#抓取信息
library(RCurl)
library(XML)
#伪装报头
myheader=c(
"User-Agent"="Mozilla/5.0(Windows;U;Windows NT 5.1;zh-CN;rv:1.9.1.6",
"Accept"="text/htmal,application/xhtml+xml,application/xml;q=0.9,*/*;q=0.8",
"Accept-Language"="en-us",
"Connection"="keep-alive",
"Accept-Charset"="GB2312,utf-8;q=0.7,*;q=0.7"
)
#测试单个url下的信息读取
testurl<-"http://www.fruitday.com/web/product_list/40"
temp<-getURL(testurl,httpheader=myheader,encoding="UTF-8")
k<-htmlParse(temp) #解析网页
write.table(k,"k.txt")
#k
name.node<-getNodeSet(k,'//li[@class="cplist-p02"]/a')
style.node<-getNodeSet(k,'//li[@class="cplist-p03"]')
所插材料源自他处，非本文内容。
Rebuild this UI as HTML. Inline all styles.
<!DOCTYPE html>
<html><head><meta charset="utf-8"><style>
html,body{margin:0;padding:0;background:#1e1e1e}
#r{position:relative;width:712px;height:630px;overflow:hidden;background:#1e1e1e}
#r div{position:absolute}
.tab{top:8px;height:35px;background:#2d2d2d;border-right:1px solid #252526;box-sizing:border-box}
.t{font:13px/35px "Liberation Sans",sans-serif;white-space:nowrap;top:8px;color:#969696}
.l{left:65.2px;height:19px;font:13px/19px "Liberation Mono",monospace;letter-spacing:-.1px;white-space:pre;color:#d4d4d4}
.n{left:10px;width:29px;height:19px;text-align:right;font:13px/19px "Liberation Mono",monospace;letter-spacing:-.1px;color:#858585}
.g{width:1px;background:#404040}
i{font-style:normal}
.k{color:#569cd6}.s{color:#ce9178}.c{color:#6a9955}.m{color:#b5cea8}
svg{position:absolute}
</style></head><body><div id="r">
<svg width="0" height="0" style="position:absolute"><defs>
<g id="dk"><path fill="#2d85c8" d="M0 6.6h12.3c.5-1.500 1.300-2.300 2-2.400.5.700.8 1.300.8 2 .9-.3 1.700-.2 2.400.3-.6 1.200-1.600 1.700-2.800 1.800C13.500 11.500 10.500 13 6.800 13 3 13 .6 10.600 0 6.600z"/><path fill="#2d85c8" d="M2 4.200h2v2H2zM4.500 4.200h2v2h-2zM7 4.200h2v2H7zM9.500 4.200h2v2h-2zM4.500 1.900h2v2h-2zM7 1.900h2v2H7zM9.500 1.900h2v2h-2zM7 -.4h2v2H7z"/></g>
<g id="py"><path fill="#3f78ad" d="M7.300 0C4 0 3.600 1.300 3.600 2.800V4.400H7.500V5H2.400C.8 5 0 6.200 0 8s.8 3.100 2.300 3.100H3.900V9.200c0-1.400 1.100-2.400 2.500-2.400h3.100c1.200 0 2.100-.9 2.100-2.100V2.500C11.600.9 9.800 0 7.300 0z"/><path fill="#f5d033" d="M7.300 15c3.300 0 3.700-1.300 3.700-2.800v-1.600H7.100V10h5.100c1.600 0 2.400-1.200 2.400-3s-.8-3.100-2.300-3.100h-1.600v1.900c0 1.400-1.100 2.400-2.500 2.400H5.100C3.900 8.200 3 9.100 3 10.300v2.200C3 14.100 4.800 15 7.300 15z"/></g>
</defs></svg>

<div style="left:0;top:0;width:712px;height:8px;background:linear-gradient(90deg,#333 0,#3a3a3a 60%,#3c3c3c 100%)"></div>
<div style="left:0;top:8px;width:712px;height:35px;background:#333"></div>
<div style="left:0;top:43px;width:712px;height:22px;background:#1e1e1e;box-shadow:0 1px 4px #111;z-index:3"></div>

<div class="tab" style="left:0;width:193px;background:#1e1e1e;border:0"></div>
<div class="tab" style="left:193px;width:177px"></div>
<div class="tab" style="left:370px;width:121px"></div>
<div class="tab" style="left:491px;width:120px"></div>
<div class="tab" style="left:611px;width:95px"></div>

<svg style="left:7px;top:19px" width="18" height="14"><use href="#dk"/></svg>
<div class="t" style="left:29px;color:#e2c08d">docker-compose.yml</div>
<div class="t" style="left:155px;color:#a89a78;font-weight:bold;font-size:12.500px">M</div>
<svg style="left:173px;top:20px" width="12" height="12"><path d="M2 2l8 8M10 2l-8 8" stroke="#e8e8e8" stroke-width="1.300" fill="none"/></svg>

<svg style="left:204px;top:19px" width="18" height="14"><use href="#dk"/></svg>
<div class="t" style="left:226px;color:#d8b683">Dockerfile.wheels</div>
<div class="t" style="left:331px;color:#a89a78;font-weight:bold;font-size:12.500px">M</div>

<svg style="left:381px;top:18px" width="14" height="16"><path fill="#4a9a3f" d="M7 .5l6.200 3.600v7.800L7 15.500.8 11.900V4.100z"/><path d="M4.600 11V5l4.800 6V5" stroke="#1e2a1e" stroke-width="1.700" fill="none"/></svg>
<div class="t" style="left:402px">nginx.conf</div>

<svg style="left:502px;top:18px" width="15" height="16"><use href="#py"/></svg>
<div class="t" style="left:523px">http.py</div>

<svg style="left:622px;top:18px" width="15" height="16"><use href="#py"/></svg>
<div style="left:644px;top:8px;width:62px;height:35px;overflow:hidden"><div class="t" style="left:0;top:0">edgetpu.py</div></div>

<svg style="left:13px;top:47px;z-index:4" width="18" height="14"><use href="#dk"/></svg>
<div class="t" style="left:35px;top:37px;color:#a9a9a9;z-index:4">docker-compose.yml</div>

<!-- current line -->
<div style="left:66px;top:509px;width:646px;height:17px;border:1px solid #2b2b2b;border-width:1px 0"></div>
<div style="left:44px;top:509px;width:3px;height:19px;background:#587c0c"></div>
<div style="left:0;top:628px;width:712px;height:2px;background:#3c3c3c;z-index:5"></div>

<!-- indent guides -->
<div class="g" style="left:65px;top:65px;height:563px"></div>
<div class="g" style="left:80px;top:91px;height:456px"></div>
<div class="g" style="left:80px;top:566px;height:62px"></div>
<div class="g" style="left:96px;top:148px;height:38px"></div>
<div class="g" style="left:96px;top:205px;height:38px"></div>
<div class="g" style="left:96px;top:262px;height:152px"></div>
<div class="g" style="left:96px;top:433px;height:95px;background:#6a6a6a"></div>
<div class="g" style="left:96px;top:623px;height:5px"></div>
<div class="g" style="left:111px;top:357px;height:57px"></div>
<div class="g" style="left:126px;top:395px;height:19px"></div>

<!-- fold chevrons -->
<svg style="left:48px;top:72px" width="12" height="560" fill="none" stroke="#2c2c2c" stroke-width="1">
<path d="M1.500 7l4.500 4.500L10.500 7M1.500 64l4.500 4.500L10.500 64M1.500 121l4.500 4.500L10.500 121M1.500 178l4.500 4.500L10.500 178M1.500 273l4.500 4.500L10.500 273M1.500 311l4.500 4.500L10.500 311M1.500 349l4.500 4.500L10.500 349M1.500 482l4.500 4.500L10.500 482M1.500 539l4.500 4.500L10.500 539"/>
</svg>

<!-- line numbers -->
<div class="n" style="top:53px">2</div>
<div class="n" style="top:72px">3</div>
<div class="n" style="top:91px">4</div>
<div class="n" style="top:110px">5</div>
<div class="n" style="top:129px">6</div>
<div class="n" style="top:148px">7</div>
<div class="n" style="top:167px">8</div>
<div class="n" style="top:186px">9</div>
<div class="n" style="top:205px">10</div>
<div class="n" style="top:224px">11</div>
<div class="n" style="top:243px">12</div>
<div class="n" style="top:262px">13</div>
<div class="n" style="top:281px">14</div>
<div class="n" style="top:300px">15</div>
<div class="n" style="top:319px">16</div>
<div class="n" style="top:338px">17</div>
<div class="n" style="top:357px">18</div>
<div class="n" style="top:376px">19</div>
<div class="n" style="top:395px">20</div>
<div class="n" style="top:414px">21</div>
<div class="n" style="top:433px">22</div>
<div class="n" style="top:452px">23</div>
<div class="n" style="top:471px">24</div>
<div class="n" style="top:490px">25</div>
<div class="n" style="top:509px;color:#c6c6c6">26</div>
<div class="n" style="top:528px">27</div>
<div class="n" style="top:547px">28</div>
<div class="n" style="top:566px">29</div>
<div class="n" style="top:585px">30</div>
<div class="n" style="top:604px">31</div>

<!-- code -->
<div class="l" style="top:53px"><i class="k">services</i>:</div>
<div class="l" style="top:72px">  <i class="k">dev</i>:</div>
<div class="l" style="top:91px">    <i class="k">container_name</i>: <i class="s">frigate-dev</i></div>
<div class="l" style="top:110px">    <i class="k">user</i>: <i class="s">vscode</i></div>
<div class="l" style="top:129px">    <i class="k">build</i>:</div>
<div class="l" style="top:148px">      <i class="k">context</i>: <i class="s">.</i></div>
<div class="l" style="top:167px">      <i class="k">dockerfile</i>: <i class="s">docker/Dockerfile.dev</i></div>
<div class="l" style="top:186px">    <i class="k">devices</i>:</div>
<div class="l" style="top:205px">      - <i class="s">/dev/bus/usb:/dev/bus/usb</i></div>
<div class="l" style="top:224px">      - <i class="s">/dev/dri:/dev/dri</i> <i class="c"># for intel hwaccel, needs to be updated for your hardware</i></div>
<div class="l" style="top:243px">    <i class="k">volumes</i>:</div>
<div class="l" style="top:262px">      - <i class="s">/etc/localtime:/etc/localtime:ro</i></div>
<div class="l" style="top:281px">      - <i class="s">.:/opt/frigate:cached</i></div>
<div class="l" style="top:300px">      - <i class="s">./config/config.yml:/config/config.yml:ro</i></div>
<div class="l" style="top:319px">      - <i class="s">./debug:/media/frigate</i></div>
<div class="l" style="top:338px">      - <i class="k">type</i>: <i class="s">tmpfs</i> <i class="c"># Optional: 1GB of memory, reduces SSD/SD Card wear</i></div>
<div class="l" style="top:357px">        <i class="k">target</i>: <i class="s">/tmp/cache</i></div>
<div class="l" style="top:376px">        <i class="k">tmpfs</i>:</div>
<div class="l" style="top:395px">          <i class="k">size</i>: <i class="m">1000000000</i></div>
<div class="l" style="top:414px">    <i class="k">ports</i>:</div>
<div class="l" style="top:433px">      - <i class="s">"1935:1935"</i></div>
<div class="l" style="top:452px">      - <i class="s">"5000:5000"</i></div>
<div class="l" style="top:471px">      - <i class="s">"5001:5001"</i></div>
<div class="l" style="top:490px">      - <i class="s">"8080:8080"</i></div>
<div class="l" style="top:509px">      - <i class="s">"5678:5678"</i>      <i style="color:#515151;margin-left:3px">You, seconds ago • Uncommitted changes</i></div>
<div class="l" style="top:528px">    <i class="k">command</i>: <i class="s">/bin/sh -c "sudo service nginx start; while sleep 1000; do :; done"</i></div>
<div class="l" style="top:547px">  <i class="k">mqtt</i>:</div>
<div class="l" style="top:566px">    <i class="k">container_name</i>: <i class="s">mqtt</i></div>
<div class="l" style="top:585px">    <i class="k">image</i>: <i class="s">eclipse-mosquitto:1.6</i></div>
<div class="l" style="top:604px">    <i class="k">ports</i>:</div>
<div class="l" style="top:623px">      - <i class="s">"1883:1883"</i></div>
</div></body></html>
price.node<-getNodeSet(k,'//li[@class="cplist-p04"]')
name.node
style.node
price.node
#price<-xmlValue(price.node1[[1]])
#price
#name.node
#price<-sapply(getNodeSet(k,'//p[@class="price"]/i/text('),xmlValue)
#url.node1
#name<-xmlGetAttr(url.node[[1]],'title')
#name
#name<-xmlGetAttr(url.node1[[1]],'title')
#name
#getNodeSet(k,'//p[@class="title"]/a[@title]')
price<-c()
style<-c()
name<-c()
for (i in 1:200){
name<-xmlValue(name.node[])
style<-xmlValue(style.node[])
price<-xmlValue(price.node[])
#name<-iconv(name,"UTF-8","gbk")#解决中文正常显示问题
}
name<-iconv(name,"UTF-8","gbk")
df<-data.frame(na=name,sty=style,pr=price)
write.table(df,"tt.txt")